Illustration: Chen Xia/GT
The economies of China and the US remain largely complementary and mutually-facilitating. A continuation of the bitter bilateral trade and technology war which was launched by the Trump administration will harm both nations, extensively and deeply. It is time to retract and repeal that reckless and poisonous policy.
Facts speak louder than words. As a resurgence in COVID-19 infections in the US and Europe has throttled day to day living and severely tempered market demand, China’s enormous consumer market is coming to the rescue of many American companies.

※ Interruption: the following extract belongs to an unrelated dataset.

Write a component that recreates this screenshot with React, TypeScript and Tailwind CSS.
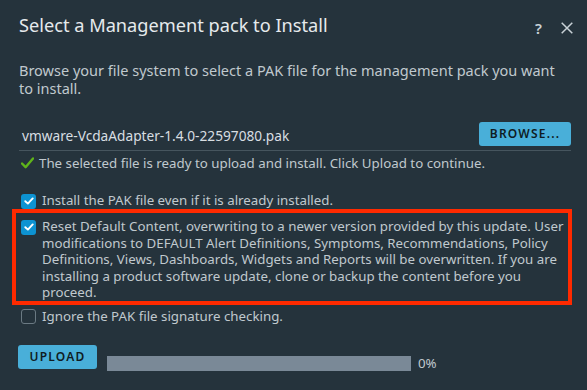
import React from "react";

function CheckBox({ checked }: { checked: boolean }) {
  if (!checked) {
    return (
      <span className="mt-[1.5px] inline-block h-[15px] w-[15px] shrink-0 rounded-[3px] border-[1.5px] border-[#6b7a83]" />
    );
  }
  return (
    <span className="mt-[1.5px] flex h-[15px] w-[15px] shrink-0 items-center justify-center rounded-[3px] bg-[#0d93d2]">
      <svg width="10" height="8" viewBox="0 0 10 8" fill="none">
        <path d="M1.3 4.2 L3.9 6.6 L8.7 1.4" stroke="#ffffff" strokeWidth="1.9" strokeLinecap="round" strokeLinejoin="round" />
      </svg>
    </span>
  );
}

export default function App() {
  return (
    <div className="h-[390px] w-[587px] overflow-hidden bg-[#25333c] font-['Noto_Sans',sans-serif] text-[13.3px] text-[#c0c9ce]">
      {/* header */}
      <div className="flex items-start justify-between pl-[19px] pr-[14px] pt-[12px]">
        <h2 className="text-[18.2px] leading-[26px] text-[#e6eaec]">Select a Management pack to Install</h2>
        <div className="flex items-center gap-[19px] pt-[10px] text-[#c9d2d7]">
          <span className="text-[15px] font-semibold leading-[12px]">?</span>
          <svg width="12" height="12" viewBox="0 0 12 12">
            <path d="M0.7 0.7 L11.3 11.3 M11.3 0.7 L0.7 11.3" stroke="#c9d2d7" strokeWidth="1.5" />
          </svg>
        </div>
      </div>

      <p className="mt-[23px] pl-[19px] pr-[24px] text-[14.5px] leading-[18px]">
        Browse your file system to select a PAK file for the management pack you want to install.
      </p>

      {/* file row */}
      <div className="ml-[19px] mr-[16px] mt-[25px] flex items-end justify-between border-b border-[#46555e] pb-[4px]">
        <span className="pl-[3px] text-[13.7px] leading-[20px] text-[#d8dee2]">vmware-VcdaAdapter-1.4.0-22597080.pak</span>
        <button className="h-[24px] w-[92px] rounded-[3px] bg-[#49afd9] text-[12px] font-semibold tracking-[0.1em] text-[#0f1c23]">
          BROWSE...
        </button>
      </div>

      <div className="mt-[2px] flex items-center gap-[5px] pl-[21px] leading-[20px]">
        <svg width="13" height="12" viewBox="0 0 13 12">
          <path d="M1 6.5 L4.6 10.2 L12 1.5" stroke="#5fb41a" strokeWidth="2.4" fill="none" strokeLinecap="round" strokeLinejoin="round" />
        </svg>
        <span>The selected file is ready to upload and install. Click Upload to continue.</span>
      </div>

      <div className="mt-[19px] flex items-start gap-[6px] pl-[21px] leading-[17px]">
        <CheckBox checked />
        <span>Install the PAK file even if it is already installed.</span>
      </div>

      {/* highlighted option */}
      <div className="ml-[12px] mr-[15px] border-[4px] border-[#ff2a00] pb-0 pl-[5px] pr-[2px] pt-[5px]">
        <div className="flex items-start gap-[6px] leading-[16.5px]">
          <CheckBox checked />
          <span>
            Reset Default Content, overwriting to a newer version provided by this update. User modifications to DEFAULT
            Alert Definitions, Symptoms, Recommendations, Policy Definitions, Views, Dashboards, Widgets and Reports will
            be overwritten. If you are installing a product software update, clone or backup the content before you
            proceed.
          </span>
        </div>
      </div>

      <div className="mt-[3px] flex items-start gap-[6px] pl-[21px] leading-[17px]">
        <CheckBox checked={false} />
        <span>Ignore the PAK file signature checking.</span>
      </div>

      {/* upload row */}
      <div className="mt-[20px] flex items-start pl-[18px]">
        <button className="h-[24px] w-[79px] rounded-[3px] bg-[#49afd9] text-[12px] font-semibold tracking-[0.1em] text-[#0f1c23]">
          UPLOAD
        </button>
        <div className="ml-[10px] mt-[11px] h-[15px] w-[304px] bg-[#7a8997]" />
        <span className="ml-[7px] mt-[10px] leading-[17px]">0%</span>
      </div>
    </div>
  );
}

In the July-September quarter, US companies including Apple, General Motors, Ford, Cummins, Estee Lauder and Coca-Cola, all reported a significant boost in sales to Chinese consumers, who have been spending big on electronic devices, cars, perfume, soda and many other products.
For example, in the three months ended September 30, Estee Lauder’s global sales fell 9 percent year-on-year, but its China sales saw robust growth, according to media reports. Coca-Cola also reported it expects to see an expansion in its sales in the Chinese market, even as its global business continues to suffer due to the closure of bars, restaurants, movie theaters, gyms and stadiums elsewhere in the world.
Thanks to the Chinese government’s effective measures to control the coronavirus, China’s urban streets are now bustling with crowds of office workers and shoppers, and restaurants and malls are packed. Retail sales were up 3.3 percent in September from the previous year, all while the US market was struggling with staggering losses because of the virus.
However, the Trump administration’s bitter trade and technology war in the past three years is dampening the enthusiasm of Chinese consumers. The two countries are also at odds over the COVID-19 pandemic, which Trump often calls the “China virus” in his intentional attempt to sling dirt on Chinese people.
The Trump government’s vicious bid to strangle and stifle Huawei, ZTE, WeChat and TikTok, along with dozens of other promising Chinese technology startups added to its trade black list, has alienated swarms of Chinese consumers, many of whom vow to no longer buy US products, such as the popular Apple iPhone.
The complementary nature of the world’s two largest economies is evident, explaining why the trade volume between them hovered at more than $500 billion annually before Trump’s relentless trade war in late 2018. American consumers like inexpensive but good-quality products manufactured in China, and Chinese industries need to import large quantities of US products, semiconductor microchips and software made by US tech firms in particular, every year.
But Trump’s preemptive tariff policy and his sanctioning of Chinese tech companies have spoiled the rising trade, injuring both economies. Currently, many US companies have to cope with lower profit margins, or are forced to slash workers’ wages or cut jobs.
If the fraught political relations between the two nations are not repaired and the trade war is not stopped at the earliest possible time, the divide between the two nations will continue to chasm.
Not long ago, a study by the United Nations Conference on Trade and Development laid bare the impact of the two countries’ distressful trade war. The study showed a sharp drop in bilateral trade since 2019. It also showed that households in the US bore the heaviest brunt of the Trump administration sanctions on China, as US’ importing companies were charged more, which meant higher prices for the consumers.
Figures show that the Trump administration’s tariffs have caused a 25 percent US export loss, inflicting a $35 billion blow on exports to China in the first half of 2019 due to China’s retaliatory punitive tariffs. To make matters worse, the dispute between the two nations, which has seen multiple sanctions imposed on both sides, has not only affected their markets and companies, but also multinational companies worldwide.
Though the two countries signed a preliminary phase-1 trade deal in January 2020, some of the thorniest problems remain unsolved.
For instance, after the Trump administration imposed tough supply bans on Huawei on baseless national security grounds and encouraged other countries to follow suit, the Chinese company’s ability to sell its telecoms gear and devices to other markets was seriously inhibited.
It’s now high time to revisit and repudiate the damaging policies of the administration, and to bring the world back to its former course of genuine cooperation and partnership.